A Member of San Luis Obispo’s Social Elite, He Now Finds Himself Sued by a Former Friend and Investigated by the FBI

BY STEVEN T. JONES

Carlton J. Hagmaier was a San Luis Obispo success story. Several years before he reached his current age of 33, Hagmaier was a millionaire, well-known around town and his country club for being a big spender.

He drove expensive cars, lived in an expensive house, bought expensive furniture and jewelry, wore expensive suits, drank expensive wine, and ate expensive food.

At both Cafe Roma and Giuseppe's Italian Restaurant, two among his favorite pricey haunts, Hagmaier would sometimes drop a few thousand dollars a month wooing clients and friends. Hagmaier was also a regular at major wine auctions here and in Napa Valley, shelling out big bucks for the best wines.

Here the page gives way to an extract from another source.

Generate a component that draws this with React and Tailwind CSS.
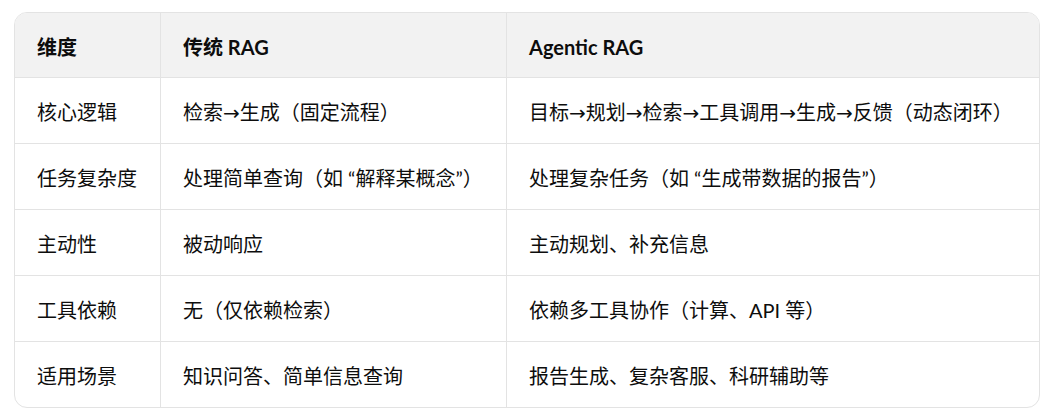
const header = ["维度", "传统 RAG", "Agentic RAG"];

const rows = [
  ["核心逻辑", "检索→生成（固定流程）", "目标→规划→检索→工具调用→生成→反馈（动态闭环）"],
  ["任务复杂度", "处理简单查询（如 “解释某概念”）", "处理复杂任务（如 “生成带数据的报告”）"],
  ["主动性", "被动响应", "主动规划、补充信息"],
  ["工具依赖", "无（仅依赖检索）", "依赖多工具协作（计算、API 等）"],
  ["适用场景", "知识问答、简单信息查询", "报告生成、复杂客服、科研辅助等"],
];

// arrows come out too wide in the CJK font, so give them their own
function Cell({ text }) {
  const parts = text.split("→");
  return (
    <>
      {parts.map((p, i) => (
        <span key={i}>
          {p}
          {i < parts.length - 1 && (
            <span style={{ fontFamily: '"DejaVu Sans", sans-serif' }}>→</span>
          )}
        </span>
      ))}
    </>
  );
}

export default function App() {
  return (
    <div
      className="w-[1058px] h-[418px] bg-white pt-[12px] pl-[14px] text-[#0d0d0d]"
      style={{ fontFamily: 'Lato, "Noto Sans CJK SC", sans-serif' }}
    >
      <div className="w-[1026px] border border-[#e3e3e3] rounded-[13px] overflow-hidden">
        <div className="grid grid-cols-[146px_346px_1fr] h-[65px] bg-[#f2f2f2] border-b border-[#e3e3e3]">
          {header.map((h, i) => (
            <div
              key={h}
              className={`flex items-center pl-[22px] pt-[3px] text-[20px] font-bold ${i < 2 ? "border-r border-[#e3e3e3]" : ""}`}
            >
              {h}
            </div>
          ))}
        </div>
        {rows.map((r, ri) => (
          <div
            key={r[0]}
            className={`grid grid-cols-[146px_346px_1fr] ${ri < rows.length - 1 ? "h-[66px] border-b border-[#e3e3e3]" : "h-[65px]"}`}
          >
            {r.map((c, i) => (
              <div
                key={i}
                className={`flex items-center pl-[22px] pt-[3px] text-[20px] whitespace-nowrap ${i < 2 ? "border-r border-[#e3e3e3]" : ""}`}
              >
                <Cell text={c} />
              </div>
            ))}
          </div>
        ))}
      </div>
    </div>
  );
}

After work, he would socialize with SLO's elite, including prominent developer Rob Rossi, whom Hagmaier considered his "best friend." With Rossi, Hagmaier got involved in commercial real estate, building his $2.5 million office building at 444 Higuera and becoming a partner in the sprawling Promontory office building down the street.

True, he was only an insurance agent, working as this area's general agent for Guardian Life Insurance Co. But he also sold and administered the company's lucrative pension plans, and he parlayed his nearly $500,000 annual salary into a personal fortune.

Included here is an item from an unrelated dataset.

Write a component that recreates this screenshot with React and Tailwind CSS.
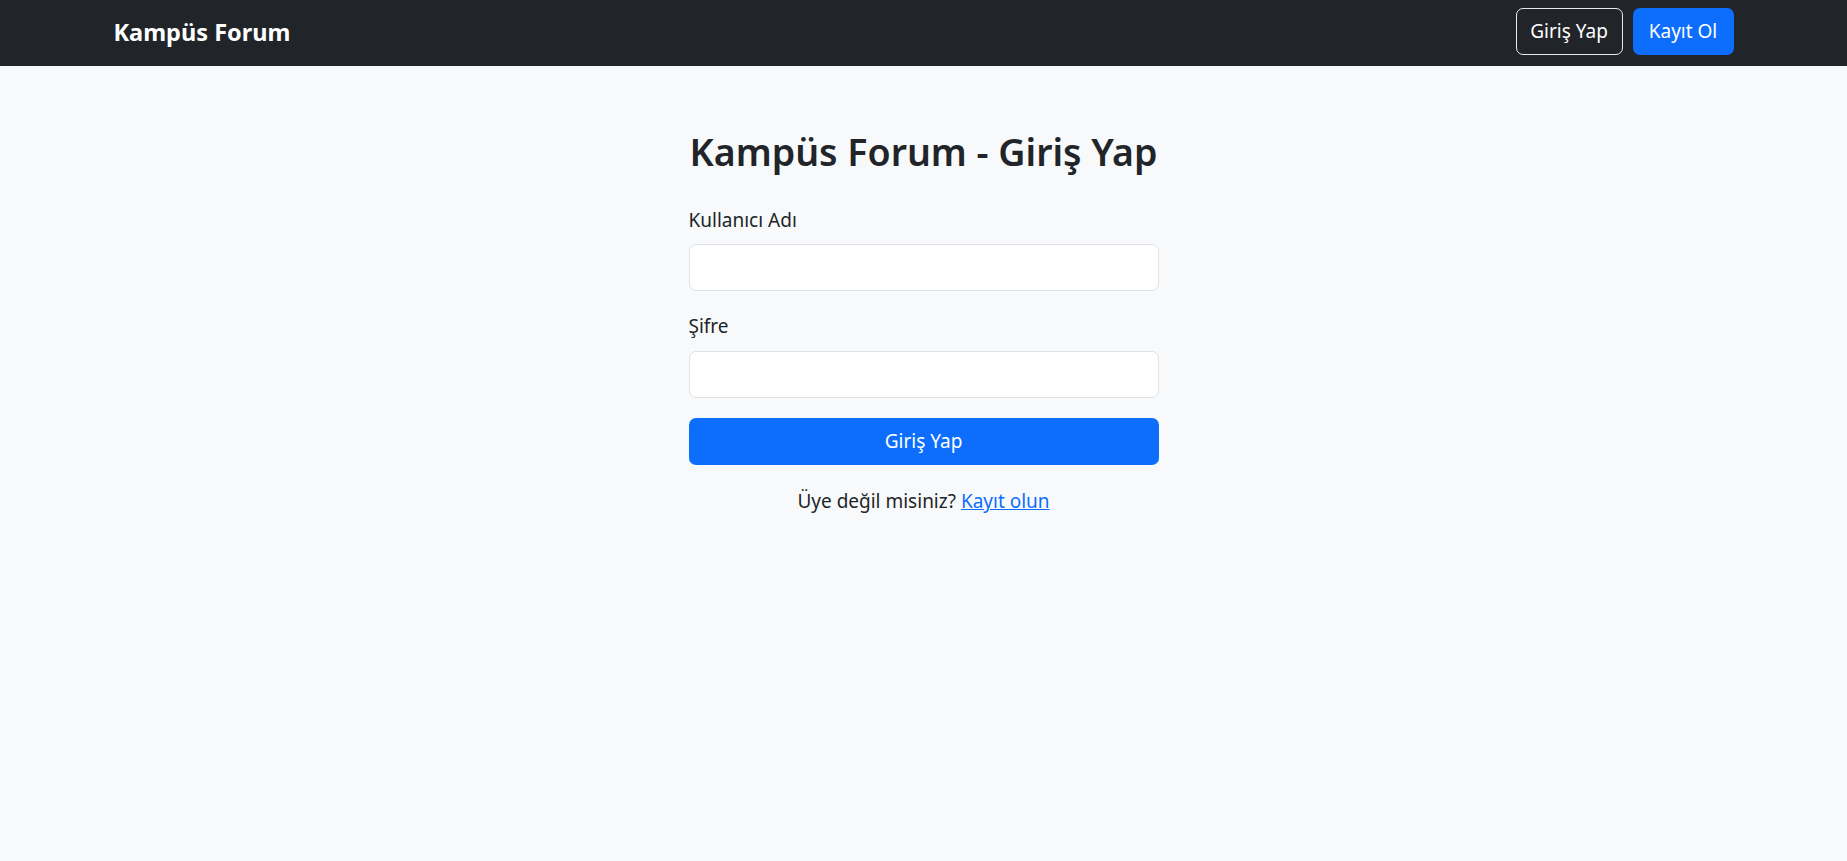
import { useState } from 'react'

export default function App() {
  const [username, setUsername] = useState('')
  const [password, setPassword] = useState('')

  const handleSubmit = (e) => {
    e.preventDefault()
  }

  return (
    <div className="min-h-screen bg-[#f8f9fa] text-[#212529] font-['Noto_Sans',sans-serif]">
      <nav className="h-[66px] bg-[#212529] flex items-center">
        <div className="w-[1620px] mx-auto flex justify-between items-center">
          <a href="#" className="text-white font-bold text-[23.5px] leading-none whitespace-nowrap -mt-[1px]">
            Kampüs Forum
          </a>
          <div className="flex gap-[10px] -mt-[3px]">
            <button className="h-[47px] w-[107px] rounded-[7px] border border-white/90 text-white text-[19px]">
              Giriş Yap
            </button>
            <button className="h-[47px] w-[101px] rounded-[7px] bg-[#0d6efd] text-white text-[19px]">
              Kayıt Ol
            </button>
          </div>
        </div>
      </nav>

      <div className="w-[470px] mx-auto pt-[62px]">
        <h2 className="flex justify-center whitespace-nowrap -mx-[60px] text-[37.5px] leading-[48px] font-semibold mb-[29px]">
          Kampüs Forum - Giriş Yap
        </h2>
        <form onSubmit={handleSubmit}>
          <div className="mb-[20px]">
            <label className="block text-[19px] leading-[30px] mb-[9px]">Kullanıcı Adı</label>
            <input
              value={username}
              onChange={e => setUsername(e.target.value)}
              className="w-full h-[47px] bg-white border border-[#dee2e6] rounded-[7px] px-3 text-[19px] outline-none"
            />
          </div>
          <div className="mb-[20px]">
            <label className="block text-[19px] leading-[30px] mb-[10px]">Şifre</label>
            <input
              type="password"
              value={password}
              onChange={e => setPassword(e.target.value)}
              className="w-full h-[47px] bg-white border border-[#dee2e6] rounded-[7px] px-3 text-[19px] outline-none"
            />
          </div>
          <button
            type="submit"
            className="w-full h-[47px] bg-[#0d6efd] text-white text-[19px] rounded-[7px]"
          >
            Giriş Yap
          </button>
        </form>
        <p className="text-center text-[19px] leading-[30px] mt-[21px]">
          Üye değil misiniz? <a href="#" className="text-[#0d6efd] underline">Kayıt olun</a>
        </p>
      </div>
    </div>
  )
}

But, perhaps, there is another side to Carl Hagmaier.

Some of Hagmaier's clients say he financed his expensive tastes and social climb by stealing their money. They accuse him of forging a multitude of documents, depositing clients’ pension funds in his own account, using financial sleight-of-hand to raid the equity from life insurance policies, and stealing money that was intended for his clients.

Among Hagmaier's accusers is Rossi, who says his former friend betrayed his trust to steal from his family members' trust funds and skip out on a loan. Rossi brings Hagmaier’s name into the most serious of the financial misdeeds of which he stands accused: taking PIC Manufacturing’s $600,000 employee pension fund.

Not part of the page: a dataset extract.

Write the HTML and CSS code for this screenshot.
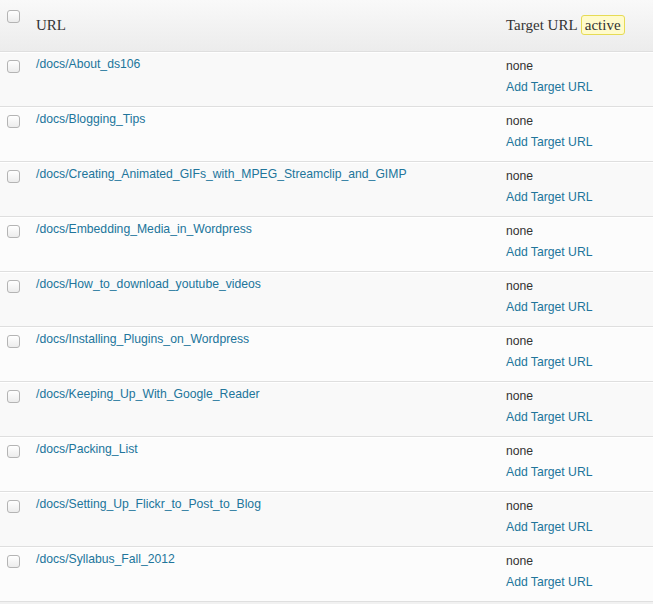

In addition to financial ruin and a half dozen civil lawsuits, Hagmaier could also face criminal charges. His alleged misdeeds are currently being investigated by both the FBI and California Department of Insurance.

Yet Hagmaier remains resolute.

"I didn't do anything wrong," he maintains.

On its surface, the Hagmaier saga is a confusing array of lawsuits, complex financial information, legal mumbo-jumbo, and he said/she said accusations. But a deeper and more thorough examination reveals a compelling human drama of greed, betrayal, desperation, and hunger for the good life.

The Rise

Carl Hagmaier graduated from Cal Poly in 1983 with a degree in computer science. He would brag to some people that he had transferred here from Stanford University after losing a basketball scholarship to a knee injury. But Stanford officials say Hagmaier never went there.

After Cal Poly, Hagmaier decided to take a job selling Guardian Life Insurance policies for Matt Kokkonen’s National Monetary Resources agency, a career path also chosen by Dennis d’Autremont and Michael Ables.

The three hot young salesmen would take over the agency and its Guardian contract in 1989, when the insurance giant dumped Kokkonen. Guardian’s contracts with its general agents can be severed without cause by either party.

Hagmaier’s new Pacific Financial Group took over many of Kokkonen’s clients and, Kokkonen says, began bad-mouthing their former boss in order to take even more clients.

Kokkonen responded by suing Guardian, Hagmaier, and the others, charging libel, slander, and unfair business practices. Although a settlement to those charges was reached in 1992–the terms of which are secret–Kokkonen and Guardian are still battling in the courts over client information and records.

The case reached the U.S. Supreme Court in 1994, when the high court ruled in favor of Kokkonen, returning the matter to a lower court. It is now set for trial later this year.

Despite the Kokkonen lawsuit, things were going pretty well for Hagmaier, who became a darling for Guardian, bringing in a ton of money and earning high commissions in the process.

Hagmaier and his wife, LeeAnne–who works as a planner for RRM Design Group and sits on the board of directors for the San Luis Obispo Chamber of Commerce–moved into a $700,000 house on the golf course at the San Luis Obispo Country Club.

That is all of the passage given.